▶ [Material]
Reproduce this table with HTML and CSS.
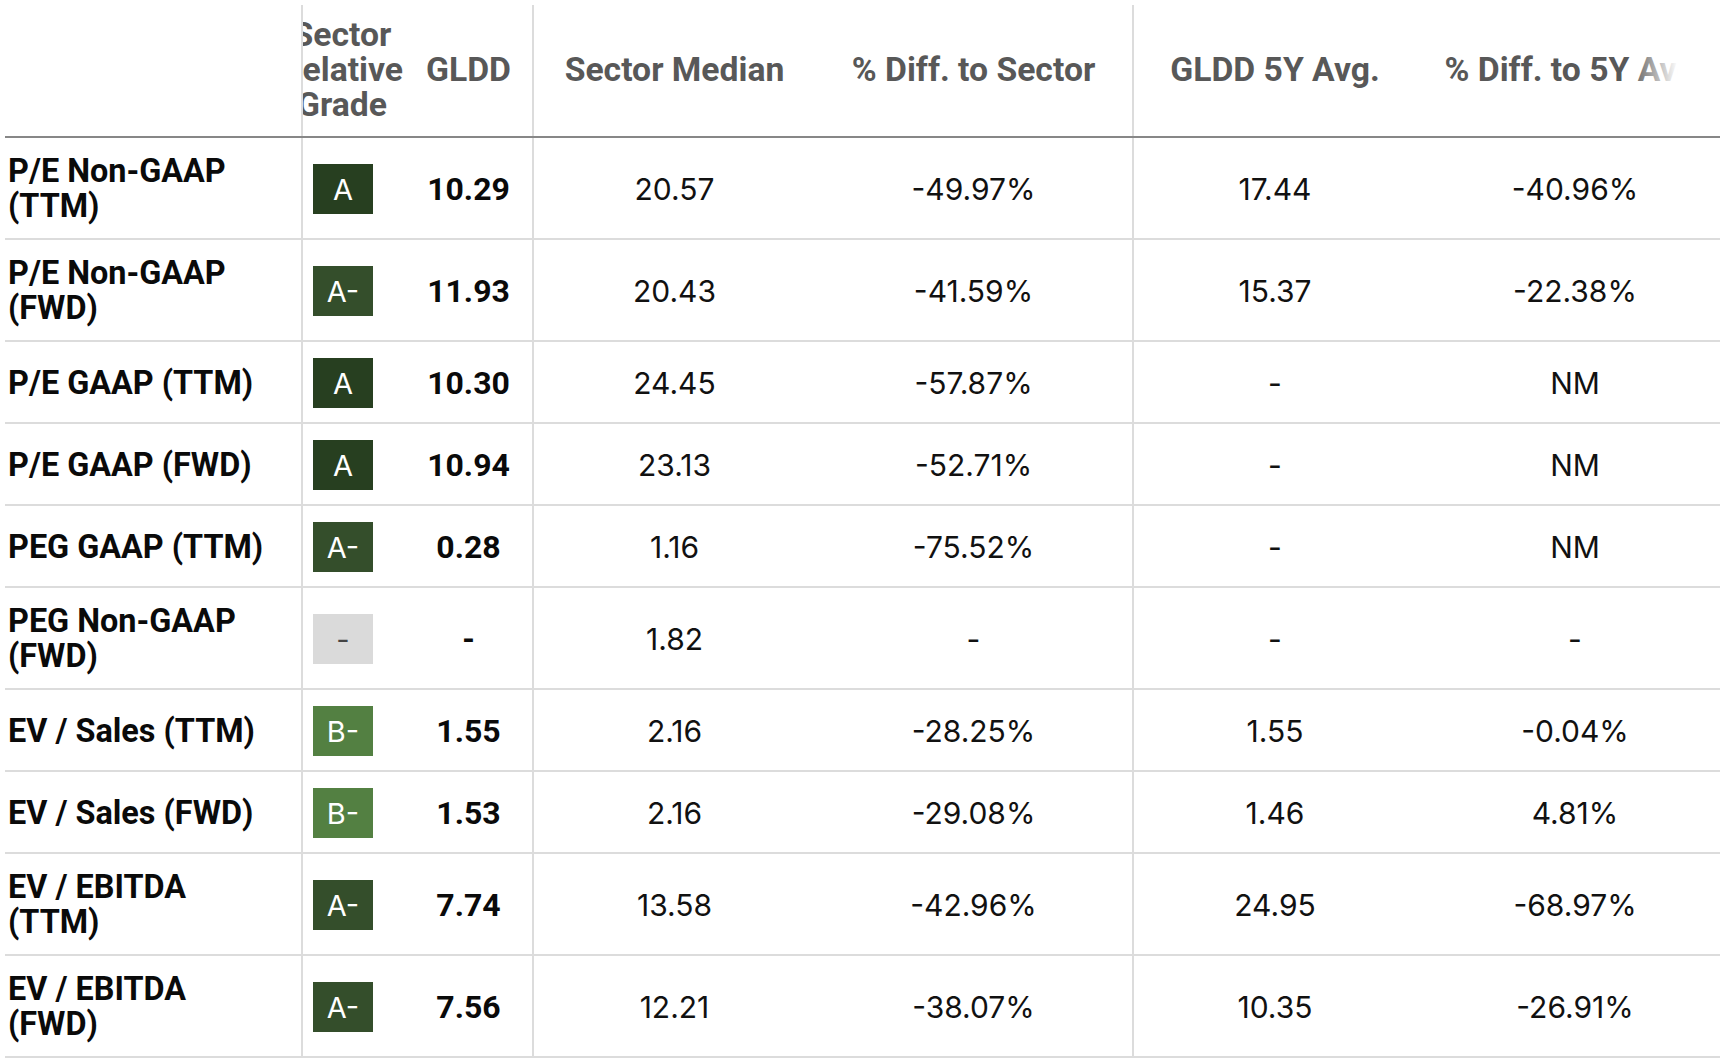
FILE: index.html
```html
<!DOCTYPE html>
<html lang="en">
<head>
<meta charset="utf-8">
<title>GLDD Valuation</title>
<link rel="stylesheet" href="styles.css">
</head>
<body>
<div class="wrap">
  <div class="table">
    <div class="row head">
      <div class="cell label"></div>
      <div class="cell grade sep"><div class="grade-title">Sector Relative Grade</div></div>
      <div class="cell">GLDD</div>
      <div class="cell sep">Sector Median</div>
      <div class="cell">% Diff. to Sector</div>
      <div class="cell sep">GLDD 5Y Avg.</div>
      <div class="cell">% Diff. to 5Y Avg.</div>
    </div>

    <div class="row">
      <div class="cell label">P/E Non-GAAP (TTM)</div>
      <div class="cell grade sep"><span class="badge g-a">A</span></div>
      <div class="cell main">10.29</div>
      <div class="cell sep">20.57</div>
      <div class="cell">-49.97%</div>
      <div class="cell sep">17.44</div>
      <div class="cell">-40.96%</div>
    </div>
    <div class="row">
      <div class="cell label">P/E Non-GAAP (FWD)</div>
      <div class="cell grade sep"><span class="badge g-am">A-</span></div>
      <div class="cell main">11.93</div>
      <div class="cell sep">20.43</div>
      <div class="cell">-41.59%</div>
      <div class="cell sep">15.37</div>
      <div class="cell">-22.38%</div>
    </div>
    <div class="row">
      <div class="cell label">P/E GAAP (TTM)</div>
      <div class="cell grade sep"><span class="badge g-a">A</span></div>
      <div class="cell main">10.30</div>
      <div class="cell sep">24.45</div>
      <div class="cell">-57.87%</div>
      <div class="cell sep">-</div>
      <div class="cell">NM</div>
    </div>
    <div class="row">
      <div class="cell label">P/E GAAP (FWD)</div>
      <div class="cell grade sep"><span class="badge g-a">A</span></div>
      <div class="cell main">10.94</div>
      <div class="cell sep">23.13</div>
      <div class="cell">-52.71%</div>
      <div class="cell sep">-</div>
      <div class="cell">NM</div>
    </div>
    <div class="row">
      <div class="cell label">PEG GAAP (TTM)</div>
      <div class="cell grade sep"><span class="badge g-am">A-</span></div>
      <div class="cell main">0.28</div>
      <div class="cell sep">1.16</div>
      <div class="cell">-75.52%</div>
      <div class="cell sep">-</div>
      <div class="cell">NM</div>
    </div>
    <div class="row">
      <div class="cell label">PEG Non-GAAP (FWD)</div>
      <div class="cell grade sep"><span class="badge g-none">-</span></div>
      <div class="cell main">-</div>
      <div class="cell sep">1.82</div>
      <div class="cell">-</div>
      <div class="cell sep">-</div>
      <div class="cell">-</div>
    </div>
    <div class="row">
      <div class="cell label">EV / Sales (TTM)</div>
      <div class="cell grade sep"><span class="badge g-bm">B-</span></div>
      <div class="cell main">1.55</div>
      <div class="cell sep">2.16</div>
      <div class="cell">-28.25%</div>
      <div class="cell sep">1.55</div>
      <div class="cell">-0.04%</div>
    </div>
    <div class="row">
      <div class="cell label">EV / Sales (FWD)</div>
      <div class="cell grade sep"><span class="badge g-bm">B-</span></div>
      <div class="cell main">1.53</div>
      <div class="cell sep">2.16</div>
      <div class="cell">-29.08%</div>
      <div class="cell sep">1.46</div>
      <div class="cell">4.81%</div>
    </div>
    <div class="row">
      <div class="cell label">EV / EBITDA (TTM)</div>
      <div class="cell grade sep"><span class="badge g-am">A-</span></div>
      <div class="cell main">7.74</div>
      <div class="cell sep">13.58</div>
      <div class="cell">-42.96%</div>
      <div class="cell sep">24.95</div>
      <div class="cell">-68.97%</div>
    </div>
    <div class="row">
      <div class="cell label">EV / EBITDA (FWD)</div>
      <div class="cell grade sep"><span class="badge g-am">A-</span></div>
      <div class="cell main">7.56</div>
      <div class="cell sep">12.21</div>
      <div class="cell">-38.07%</div>
      <div class="cell sep">10.35</div>
      <div class="cell">-26.91%</div>
    </div>
  </div>
  <div class="fade"></div>
</div>
</body>
</html>
```

FILE: styles.css
```css
* { box-sizing: border-box; }

html, body {
  margin: 0;
  padding: 0;
  background: #fff;
  overflow: hidden;
}

body {
  font-family: Inter, Roboto, "Liberation Sans", Arial, sans-serif;
  font-size: 30px;
  line-height: 35px;
  color: #111;
}

.wrap {
  position: relative;
  width: 1720px;
  height: 1058px;
  overflow: hidden;
  padding: 5px 0 0 5px;
}

.table {
  width: 1729px;
}

.row {
  display: grid;
  grid-template-columns: 296px 104px 127px 283px 317px 284px 318px;
  border-bottom: 2px solid #dcdcdc;
}

.row.head {
  border-bottom: 2px solid #878787;
  font-family: Roboto, "Liberation Sans", Arial, sans-serif;
  font-size: 33.7px;
  font-weight: 700;
  color: #585858;
}

.cell {
  display: flex;
  align-items: center;
  justify-content: center;
  padding: 16px 0 14px;
  white-space: nowrap;
  min-height: 80px;
}

.head .cell {
  padding: 12px 0 14px;
  min-height: 131px;
}

.sep {
  border-left: 2px solid #dcdcdc;
}

.cell.label {
  justify-content: flex-start;
  white-space: normal;
  font-family: Roboto, "Liberation Sans", Arial, sans-serif;
  font-size: 32.4px;
  font-weight: 700;
  color: #0a0a0a;
  padding-left: 3px;
  padding-right: 26px;
}

.cell.grade {
  justify-content: flex-start;
  padding-left: 10px;
}

.head .cell.grade {
  justify-content: center;
  padding-left: 0;
  padding-right: 24px;
  overflow: hidden;
}

.grade-title {
  width: min-content;
  flex-shrink: 0;
  white-space: normal;
  text-align: center;
}

.cell.main {
  font-family: Roboto, "Liberation Sans", Arial, sans-serif;
  font-size: 32px;
  font-weight: 700;
  color: #0a0a0a;
}

.badge {
  display: flex;
  align-items: center;
  justify-content: center;
  width: 60px;
  height: 50px;
  color: #fff;
  font-size: 29px;
  font-weight: 400;
}

.g-a { background: #273f20; }
.g-am { background: #344e2b; }
.g-bm { background: #538042; }
.g-none { background: #dadada; color: #444; }

.fade {
  position: absolute;
  top: 0;
  left: 1630px;
  width: 90px;
  height: 133px;
  background: linear-gradient(to right, rgba(255,255,255,0) 0, #fff 48px);
  pointer-events: none;
}
```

▶ [Request] Return all lines containing "table".

▶ [Result]
Reproduce this table with HTML and CSS.
  <div class="table">
.table {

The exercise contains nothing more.